> **Instructions for the task**
From the listing that follows, output everything exactly except the pictures.

> **Given material**

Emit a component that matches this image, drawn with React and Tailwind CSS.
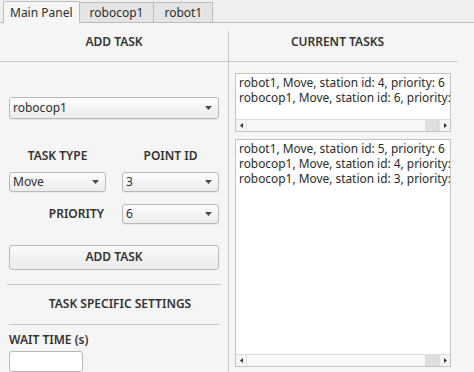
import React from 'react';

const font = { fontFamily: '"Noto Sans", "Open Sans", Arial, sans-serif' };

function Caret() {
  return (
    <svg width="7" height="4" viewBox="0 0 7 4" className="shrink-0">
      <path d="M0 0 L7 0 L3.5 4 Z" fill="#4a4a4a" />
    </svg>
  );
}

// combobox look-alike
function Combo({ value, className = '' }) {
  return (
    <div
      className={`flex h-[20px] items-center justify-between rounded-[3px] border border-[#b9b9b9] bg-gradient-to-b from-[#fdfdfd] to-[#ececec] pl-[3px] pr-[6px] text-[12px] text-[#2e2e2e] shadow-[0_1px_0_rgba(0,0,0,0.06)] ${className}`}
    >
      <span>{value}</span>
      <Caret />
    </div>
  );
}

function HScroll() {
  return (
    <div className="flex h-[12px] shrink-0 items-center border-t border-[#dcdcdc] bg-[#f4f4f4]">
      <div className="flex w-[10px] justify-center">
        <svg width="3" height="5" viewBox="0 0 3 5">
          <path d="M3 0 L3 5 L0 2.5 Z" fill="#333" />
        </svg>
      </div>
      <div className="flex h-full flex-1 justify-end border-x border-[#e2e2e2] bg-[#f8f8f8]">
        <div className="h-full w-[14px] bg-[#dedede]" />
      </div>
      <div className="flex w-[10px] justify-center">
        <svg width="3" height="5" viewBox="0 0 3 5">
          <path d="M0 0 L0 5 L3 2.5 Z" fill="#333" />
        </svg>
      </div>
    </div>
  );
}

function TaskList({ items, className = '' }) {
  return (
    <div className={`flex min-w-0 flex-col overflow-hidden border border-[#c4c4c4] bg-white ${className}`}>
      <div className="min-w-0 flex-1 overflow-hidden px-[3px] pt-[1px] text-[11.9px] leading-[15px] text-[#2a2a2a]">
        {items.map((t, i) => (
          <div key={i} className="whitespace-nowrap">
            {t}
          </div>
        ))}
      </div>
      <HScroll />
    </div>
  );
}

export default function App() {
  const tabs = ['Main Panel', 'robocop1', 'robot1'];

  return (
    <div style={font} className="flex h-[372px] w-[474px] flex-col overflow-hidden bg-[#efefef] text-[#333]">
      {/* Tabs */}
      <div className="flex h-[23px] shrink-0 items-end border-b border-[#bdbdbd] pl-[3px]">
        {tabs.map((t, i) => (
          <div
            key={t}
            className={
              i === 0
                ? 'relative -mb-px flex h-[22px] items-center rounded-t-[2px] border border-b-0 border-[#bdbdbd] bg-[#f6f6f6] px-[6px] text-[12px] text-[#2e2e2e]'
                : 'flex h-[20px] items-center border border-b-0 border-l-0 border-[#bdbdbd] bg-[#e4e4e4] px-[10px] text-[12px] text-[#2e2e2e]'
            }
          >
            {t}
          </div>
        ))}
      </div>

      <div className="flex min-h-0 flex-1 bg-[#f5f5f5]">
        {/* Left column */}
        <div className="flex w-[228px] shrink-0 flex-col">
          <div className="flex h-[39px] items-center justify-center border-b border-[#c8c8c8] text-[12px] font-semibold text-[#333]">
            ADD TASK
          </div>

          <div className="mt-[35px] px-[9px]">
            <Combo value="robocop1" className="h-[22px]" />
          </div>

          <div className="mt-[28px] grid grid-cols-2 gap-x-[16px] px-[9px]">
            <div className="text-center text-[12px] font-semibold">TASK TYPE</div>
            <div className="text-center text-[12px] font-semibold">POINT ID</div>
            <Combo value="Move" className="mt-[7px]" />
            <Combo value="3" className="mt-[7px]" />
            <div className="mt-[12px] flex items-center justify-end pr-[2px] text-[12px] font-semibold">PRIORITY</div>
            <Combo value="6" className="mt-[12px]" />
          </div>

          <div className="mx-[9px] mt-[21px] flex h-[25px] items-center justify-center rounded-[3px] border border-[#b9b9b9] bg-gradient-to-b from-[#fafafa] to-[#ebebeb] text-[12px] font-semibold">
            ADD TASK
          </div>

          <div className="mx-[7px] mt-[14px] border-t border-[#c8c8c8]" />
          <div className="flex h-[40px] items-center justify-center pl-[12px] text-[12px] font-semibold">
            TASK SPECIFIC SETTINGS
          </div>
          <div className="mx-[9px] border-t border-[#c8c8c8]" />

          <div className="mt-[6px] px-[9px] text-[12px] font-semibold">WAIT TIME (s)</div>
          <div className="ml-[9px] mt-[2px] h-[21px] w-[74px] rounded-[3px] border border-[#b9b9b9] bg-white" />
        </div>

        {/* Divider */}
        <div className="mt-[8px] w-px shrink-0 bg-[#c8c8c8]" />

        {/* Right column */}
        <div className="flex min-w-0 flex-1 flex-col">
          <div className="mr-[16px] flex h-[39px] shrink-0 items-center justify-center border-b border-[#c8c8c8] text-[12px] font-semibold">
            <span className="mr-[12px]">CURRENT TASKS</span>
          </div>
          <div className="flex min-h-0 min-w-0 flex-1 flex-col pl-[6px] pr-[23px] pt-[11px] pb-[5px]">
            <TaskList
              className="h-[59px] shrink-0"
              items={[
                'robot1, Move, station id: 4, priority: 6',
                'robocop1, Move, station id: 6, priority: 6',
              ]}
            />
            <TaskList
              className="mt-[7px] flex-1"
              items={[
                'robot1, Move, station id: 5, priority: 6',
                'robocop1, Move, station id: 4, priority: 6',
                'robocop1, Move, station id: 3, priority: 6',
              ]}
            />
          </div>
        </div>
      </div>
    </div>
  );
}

> **Result**
Emit a component that matches this image, drawn with React and Tailwind CSS.
import React from 'react';

const font = { fontFamily: '"Noto Sans", "Open Sans", Arial, sans-serif' };

function Caret() {
  return (
    <svg width="7" height="4" viewBox="0 0 7 4" className="shrink-0">
      <path d="M0 0 L7 0 L3.5 4 Z" fill="#4a4a4a" />
    </svg>
  );
}

// combobox look-alike
function Combo({ value, className = '' }) {
  return (
    <div
      className={`flex h-[20px] items-center justify-between rounded-[3px] border border-[#b9b9b9] bg-gradient-to-b from-[#fdfdfd] to-[#ececec] pl-[3px] pr-[6px] text-[12px] text-[#2e2e2e] shadow-[0_1px_0_rgba(0,0,0,0.06)] ${className}`}
    >
      <span>{value}</span>
      <Caret />
    </div>
  );
}

function HScroll() {
  return (
    <div className="flex h-[12px] shrink-0 items-center border-t border-[#dcdcdc] bg-[#f4f4f4]">
      <div className="flex w-[10px] justify-center">
        <svg width="3" height="5" viewBox="0 0 3 5">
          <path d="M3 0 L3 5 L0 2.5 Z" fill="#333" />
        </svg>
      </div>
      <div className="flex h-full flex-1 justify-end border-x border-[#e2e2e2] bg-[#f8f8f8]">
        <div className="h-full w-[14px] bg-[#dedede]" />
      </div>
      <div className="flex w-[10px] justify-center">
        <svg width="3" height="5" viewBox="0 0 3 5">
          <path d="M0 0 L0 5 L3 2.5 Z" fill="#333" />
        </svg>
      </div>
    </div>
  );
}

function TaskList({ items, className = '' }) {
  return (
    <div className={`flex min-w-0 flex-col overflow-hidden border border-[#c4c4c4] bg-white ${className}`}>
      <div className="min-w-0 flex-1 overflow-hidden px-[3px] pt-[1px] text-[11.9px] leading-[15px] text-[#2a2a2a]">
        {items.map((t, i) => (
          <div key={i} className="whitespace-nowrap">
            {t}
          </div>
        ))}
      </div>
      <HScroll />
    </div>
  );
}

export default function App() {
  const tabs = ['Main Panel', 'robocop1', 'robot1'];

  return (
    <div style={font} className="flex h-[372px] w-[474px] flex-col overflow-hidden bg-[#efefef] text-[#333]">
      {/* Tabs */}
      <div className="flex h-[23px] shrink-0 items-end border-b border-[#bdbdbd] pl-[3px]">
        {tabs.map((t, i) => (
          <div
            key={t}
            className={
              i === 0
                ? 'relative -mb-px flex h-[22px] items-center rounded-t-[2px] border border-b-0 border-[#bdbdbd] bg-[#f6f6f6] px-[6px] text-[12px] text-[#2e2e2e]'
                : 'flex h-[20px] items-center border border-b-0 border-l-0 border-[#bdbdbd] bg-[#e4e4e4] px-[10px] text-[12px] text-[#2e2e2e]'
            }
          >
            {t}
          </div>
        ))}
      </div>

      <div className="flex min-h-0 flex-1 bg-[#f5f5f5]">
        {/* Left column */}
        <div className="flex w-[228px] shrink-0 flex-col">
          <div className="flex h-[39px] items-center justify-center border-b border-[#c8c8c8] text-[12px] font-semibold text-[#333]">
            ADD TASK
          </div>

          <div className="mt-[35px] px-[9px]">
            <Combo value="robocop1" className="h-[22px]" />
          </div>

          <div className="mt-[28px] grid grid-cols-2 gap-x-[16px] px-[9px]">
            <div className="text-center text-[12px] font-semibold">TASK TYPE</div>
            <div className="text-center text-[12px] font-semibold">POINT ID</div>
            <Combo value="Move" className="mt-[7px]" />
            <Combo value="3" className="mt-[7px]" />
            <div className="mt-[12px] flex items-center justify-end pr-[2px] text-[12px] font-semibold">PRIORITY</div>
            <Combo value="6" className="mt-[12px]" />
          </div>

          <div className="mx-[9px] mt-[21px] flex h-[25px] items-center justify-center rounded-[3px] border border-[#b9b9b9] bg-gradient-to-b from-[#fafafa] to-[#ebebeb] text-[12px] font-semibold">
            ADD TASK
          </div>

          <div className="mx-[7px] mt-[14px] border-t border-[#c8c8c8]" />
          <div className="flex h-[40px] items-center justify-center pl-[12px] text-[12px] font-semibold">
            TASK SPECIFIC SETTINGS
          </div>
          <div className="mx-[9px] border-t border-[#c8c8c8]" />

          <div className="mt-[6px] px-[9px] text-[12px] font-semibold">WAIT TIME (s)</div>
          <div className="ml-[9px] mt-[2px] h-[21px] w-[74px] rounded-[3px] border border-[#b9b9b9] bg-white" />
        </div>

        {/* Divider */}
        <div className="mt-[8px] w-px shrink-0 bg-[#c8c8c8]" />

        {/* Right column */}
        <div className="flex min-w-0 flex-1 flex-col">
          <div className="mr-[16px] flex h-[39px] shrink-0 items-center justify-center border-b border-[#c8c8c8] text-[12px] font-semibold">
            <span className="mr-[12px]">CURRENT TASKS</span>
          </div>
          <div className="flex min-h-0 min-w-0 flex-1 flex-col pl-[6px] pr-[23px] pt-[11px] pb-[5px]">
            <TaskList
              className="h-[59px] shrink-0"
              items={[
                'robot1, Move, station id: 4, priority: 6',
                'robocop1, Move, station id: 6, priority: 6',
              ]}
            />
            <TaskList
              className="mt-[7px] flex-1"
              items={[
                'robot1, Move, station id: 5, priority: 6',
                'robocop1, Move, station id: 4, priority: 6',
                'robocop1, Move, station id: 3, priority: 6',
              ]}
            />
          </div>
        </div>
      </div>
    </div>
  );
}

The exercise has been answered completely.